Memories from Jeff McMahan
Dear Jenny,
Your email has reduced me to tears more than once, which is perhaps surprising, as I never knew John well. I think my desolation derives from the great admiration I have had for him both as a thinker and as a person – an admiration that was much increased by the fortitude, cheerfulness, and determination to live well with which he responded to his illness. I was more deeply impressed than I can possibly express by the manner in which he conducted the seminars I attended this past term. I am so grateful that I was able to attend some of them and regret that I missed the ones that occurred before I learned from Raquel that I would be welcome to sit in.
As I wrote to John after his cancer recurred, although he was younger than me by about a decade, I always looked up to him as someone in a way more ‘senior’ than I am and certainly more intellectually formidable than I could ever hope to be. I felt humbled in his presence. I was also deeply impressed by his exceptional kindness and generosity to his students, and indeed to everyone else. He and I co-supervised a couple of students and occasionally had meetings with the two of us and the student together, so I was able to observe how he treated his students and to hear him comment on their work. On all matters pedagogical and philosophical, his judgement was unerring and his manner kindly and reassuring. Both students often spoke to me of their great admiration for him and gratitude to him. I do hope he knew how highly I thought of him.

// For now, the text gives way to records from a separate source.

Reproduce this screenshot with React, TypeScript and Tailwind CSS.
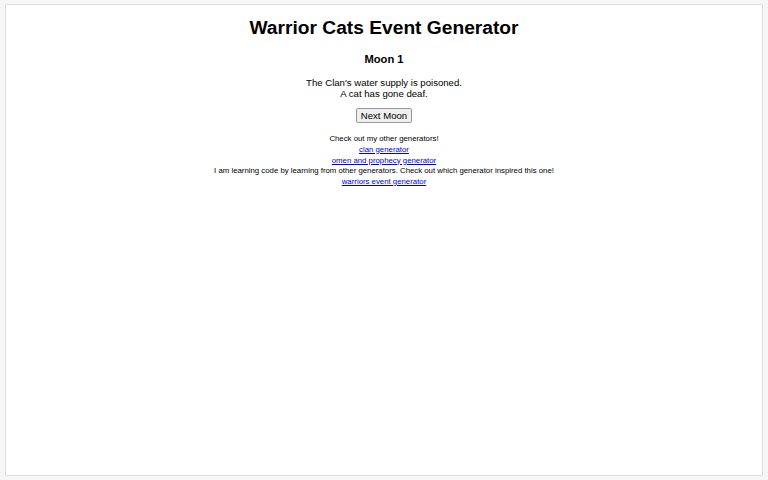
export default function App() {
  return (
    <div className="h-[480px] w-[768px] bg-[#f6f6f6] p-[4px_5px_4px_5px]" style={{ fontFamily: '"Liberation Sans", Arial, sans-serif' }}>
      <div className="flex h-full flex-col items-center border border-[#dcdcdc] bg-white text-center text-black">
        <h1 className="mt-[11px] text-[19.2px] leading-[24px] font-bold">Warrior Cats Event Generator</h1>
        <h2 className="mt-[13px] text-[11.2px] leading-[13px] font-bold">Moon 1</h2>
        <div className="mt-[11px] text-[9.6px] leading-[11px]">
          <p>The Clan's water supply is poisoned.</p>
          <p>A cat has gone deaf.</p>
        </div>
        <button className="mt-[9px] h-[15px] rounded-[2px] border border-[#999] bg-[#efefef] px-[4px] text-[9.6px] leading-[13px]">
          Next Moon
        </button>
        <div className="mt-[11px] text-[7.8px] leading-[10.75px]">
          <p>Check out my other generators!</p>
          <p><a href="#" className="text-[#0000ee] underline">clan generator</a></p>
          <p><a href="#" className="text-[#0000ee] underline">omen and prophecy generator</a></p>
          <p>I am learning code by learning from other generators. Check out which generator inspired this one!</p>
          <p><a href="#" className="text-[#0000ee] underline">warriors event generator</a></p>
        </div>
      </div>
    </div>
  );
}
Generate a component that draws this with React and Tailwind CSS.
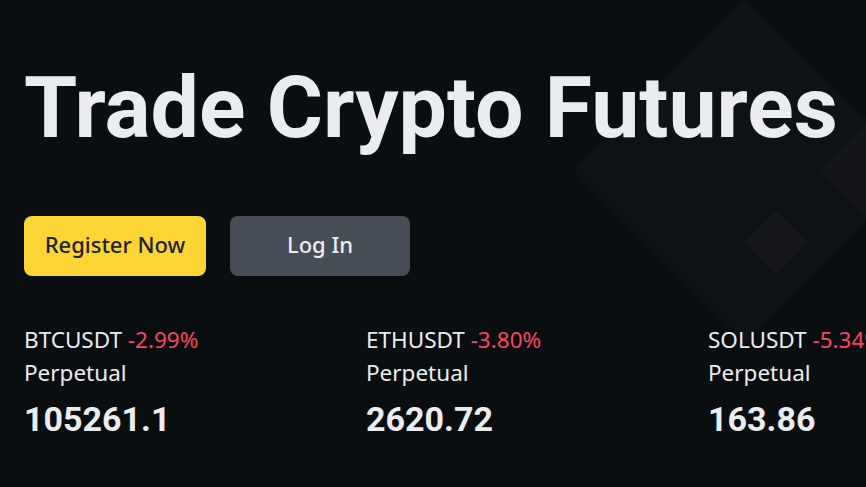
import React from "react";

const tickers = [
  { symbol: "BTCUSDT", change: "-2.99%", price: "105261.1" },
  { symbol: "ETHUSDT", change: "-3.80%", price: "2620.72" },
  { symbol: "SOLUSDT", change: "-5.34%", price: "163.86" },
];

function BackdropMark() {
  // faint rotated squares sitting behind the hero copy
  return (
    <svg
      className="absolute left-0 top-0 pointer-events-none"
      width="866"
      height="487"
      viewBox="0 0 866 487"
      fill="none"
    >
      <polygon points="745,-2 917,170 745,342 573,170" fill="#0e1115" />
      <polygon points="866,123 819,170 866,217 913,170" fill="#131519" />
      <polygon points="776,210 808,242 776,274 744,242" fill="#14161a" />
    </svg>
  );
}

export default function App() {
  return (
    <div className="relative w-[866px] h-[487px] overflow-hidden bg-[#0b0e11]">
      <BackdropMark />
      <div className="relative pl-6 pt-[60px]">
        <h1 className="font-['Roboto',sans-serif] text-[86px] leading-[96px] font-bold text-[#eaecef] whitespace-nowrap">
          Trade Crypto Futures
        </h1>
        <div className="mt-[60px] flex gap-6">
          <button className="w-[182px] h-[60px] pb-[3px] rounded-lg bg-[#fcd535] text-[#1e2329] text-[22px] font-medium font-['Noto_Sans',sans-serif]">
            Register Now
          </button>
          <button className="w-[180px] h-[60px] pb-[3px] rounded-lg bg-[#474d57] text-[#eaecef] text-[22px] font-medium font-['Noto_Sans',sans-serif]">
            Log In
          </button>
        </div>
        <div className="mt-[49px] flex">
          {tickers.map((t) => (
            <div key={t.symbol} className="w-[342px] shrink-0">
              <div className="font-['Noto_Sans',sans-serif] text-[22.5px] leading-[30px] text-[#eaecef] whitespace-nowrap">
                {t.symbol} <span className="text-[#f6465d]">{t.change}</span>
              </div>
              <div className="font-['Noto_Sans',sans-serif] text-[22.5px] leading-[36px] text-[#eaecef]">Perpetual</div>
              <div className="mt-[8px] font-['Roboto',sans-serif] text-[34px] leading-[40px] font-bold text-[#eaecef]">{t.price}</div>
            </div>
          ))}
        </div>
      </div>
    </div>
  );
}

You and your children have my deepest sympathy for your great loss. I too will miss John terribly. The tragedy of his death was, I am certain, vastly mitigated for him by your wonderful love and support.
What I wrote to Raquel:
I have not known what to write to you because I have no words of comfort. I don’t cry often but I wept on receiving Jenny’s email announcing John’s death and wept again whenever I reread it. This surprised me because I was never close to John. It may be because he was so young, in the fullness of his powers, and had not long before begun a new life with Jenny, the children, and All Souls. His future seemed so promising. It may also have been seeing him so physically reduced but in other ways undiminished and even elevated and enlarged by his calm determination to live well during whatever time remained to him, which turned out to be less than anyone imagined it would be. I had a profound admiration for him at all times in his life, both as a thinker and as a person, but never more so than in the last months of his life. I am deeply grateful to you for inviting and encouraging me to attend his seminars. It was an honor to me to be there and I hope he understood my presence as the expression of homage that it was.